Contre la volonté des Etats du sud
Le 17 mai 1954, quatre ans après que la petite Linda s’est vue refuser l’entrée à l’école, la Cour suprême déclare la ségrégation scolaire anticonstitutionnelle, expliquant qu’elle viole le 14ème Amendement qui garantit à chacun une protection égale sur le territoire américain. Dans sa décision, la Cour explique que « séparer les enfants noirs des autres enfants du même âge uniquement à cause de leur couleur de peau provoque un sentiment d’infériorité quant à leur statut dans la communauté, qui peut affecter leurs cœurs et leurs esprits d’une manière définitive ». Pourtant, tout n’était pas gagné pour la famille Brown. En première instance, la cour fédérale, si elle reconnaît que les élèves noirs souffrent de la ségrégation, estime que les deux écoles en question sont égales en terme d’infrastructures et d’enseignement, se pliant à la jurisprudence Plessy v. Ferguson, un cas datant de 1896.

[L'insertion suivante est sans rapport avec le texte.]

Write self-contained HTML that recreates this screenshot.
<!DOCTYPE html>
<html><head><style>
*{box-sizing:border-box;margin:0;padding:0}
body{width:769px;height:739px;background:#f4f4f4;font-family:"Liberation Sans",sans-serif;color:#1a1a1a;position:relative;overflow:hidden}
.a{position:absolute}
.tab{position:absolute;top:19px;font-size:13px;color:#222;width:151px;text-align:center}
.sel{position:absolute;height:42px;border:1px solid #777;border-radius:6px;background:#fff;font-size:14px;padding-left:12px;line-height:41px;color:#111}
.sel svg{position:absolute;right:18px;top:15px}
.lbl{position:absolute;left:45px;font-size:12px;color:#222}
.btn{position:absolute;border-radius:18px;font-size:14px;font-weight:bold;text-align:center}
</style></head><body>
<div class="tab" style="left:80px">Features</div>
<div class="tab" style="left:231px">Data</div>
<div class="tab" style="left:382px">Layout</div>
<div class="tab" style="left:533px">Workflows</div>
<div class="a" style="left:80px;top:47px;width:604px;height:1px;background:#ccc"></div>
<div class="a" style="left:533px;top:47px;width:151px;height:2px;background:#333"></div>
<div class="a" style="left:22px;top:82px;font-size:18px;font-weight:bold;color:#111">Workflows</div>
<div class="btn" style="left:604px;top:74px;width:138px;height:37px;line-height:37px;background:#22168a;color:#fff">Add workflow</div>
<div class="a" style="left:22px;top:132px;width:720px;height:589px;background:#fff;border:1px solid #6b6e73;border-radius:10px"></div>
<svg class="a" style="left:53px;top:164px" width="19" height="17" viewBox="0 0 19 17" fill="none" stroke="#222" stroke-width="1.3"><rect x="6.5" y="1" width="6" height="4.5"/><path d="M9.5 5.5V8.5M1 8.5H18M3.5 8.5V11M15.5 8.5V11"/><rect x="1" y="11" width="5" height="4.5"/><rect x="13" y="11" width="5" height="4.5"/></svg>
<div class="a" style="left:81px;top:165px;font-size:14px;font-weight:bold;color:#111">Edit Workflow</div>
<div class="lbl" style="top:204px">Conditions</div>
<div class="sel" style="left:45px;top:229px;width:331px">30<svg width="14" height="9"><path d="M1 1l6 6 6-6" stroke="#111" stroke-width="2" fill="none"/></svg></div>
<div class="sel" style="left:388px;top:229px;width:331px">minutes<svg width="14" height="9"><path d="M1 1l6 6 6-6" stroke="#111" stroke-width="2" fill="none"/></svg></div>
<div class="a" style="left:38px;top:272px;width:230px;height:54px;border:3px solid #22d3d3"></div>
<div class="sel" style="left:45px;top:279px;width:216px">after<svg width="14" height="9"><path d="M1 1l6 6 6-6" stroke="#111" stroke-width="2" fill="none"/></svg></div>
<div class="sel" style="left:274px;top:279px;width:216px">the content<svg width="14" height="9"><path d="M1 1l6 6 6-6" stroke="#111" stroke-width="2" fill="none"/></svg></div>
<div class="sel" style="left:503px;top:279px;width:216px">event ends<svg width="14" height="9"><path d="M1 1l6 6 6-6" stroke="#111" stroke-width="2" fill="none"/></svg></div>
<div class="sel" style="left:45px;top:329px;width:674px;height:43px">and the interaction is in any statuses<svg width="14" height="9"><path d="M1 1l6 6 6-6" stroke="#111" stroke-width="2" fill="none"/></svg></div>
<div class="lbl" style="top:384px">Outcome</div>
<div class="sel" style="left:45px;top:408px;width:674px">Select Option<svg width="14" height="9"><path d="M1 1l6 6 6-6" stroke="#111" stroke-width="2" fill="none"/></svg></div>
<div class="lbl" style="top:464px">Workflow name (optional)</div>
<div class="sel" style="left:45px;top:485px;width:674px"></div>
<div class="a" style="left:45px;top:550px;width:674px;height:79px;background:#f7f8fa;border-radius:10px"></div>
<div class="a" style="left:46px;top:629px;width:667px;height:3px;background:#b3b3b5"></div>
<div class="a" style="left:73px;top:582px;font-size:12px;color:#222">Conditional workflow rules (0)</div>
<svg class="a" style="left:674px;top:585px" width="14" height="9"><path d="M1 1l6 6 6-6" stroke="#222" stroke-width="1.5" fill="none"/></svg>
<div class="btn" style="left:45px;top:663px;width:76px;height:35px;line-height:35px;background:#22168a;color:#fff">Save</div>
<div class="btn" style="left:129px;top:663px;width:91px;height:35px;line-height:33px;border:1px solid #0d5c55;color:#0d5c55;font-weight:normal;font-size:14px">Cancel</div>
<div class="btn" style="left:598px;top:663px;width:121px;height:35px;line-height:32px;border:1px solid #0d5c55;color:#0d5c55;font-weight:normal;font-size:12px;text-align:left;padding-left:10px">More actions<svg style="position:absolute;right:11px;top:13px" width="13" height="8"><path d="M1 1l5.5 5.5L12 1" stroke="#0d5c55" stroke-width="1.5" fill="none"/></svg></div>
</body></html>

C’est finalement à l’unanimité de 9 juges que l’arrêt Brown v. Board of Education est acceptée en 1954. Un an plus tard, les gouvernements du sud doivent alors – bien souvent contre leur volonté – lancer leurs plans de déségrégation. Jusqu’aux années 60 et même 70, les violences contre certains élèves noirs souhaitant aller dans des écoles mixtes publiques se poursuivent malgré tout. Sur place, les Etats décident de contourner la loi en donnant des fonds à des écoles privées blanches. Peu à peu pourtant, le mouvement des droits civiques aux Etats-Unis, mené notamment par Martin Luther King, permet une réaction nationale.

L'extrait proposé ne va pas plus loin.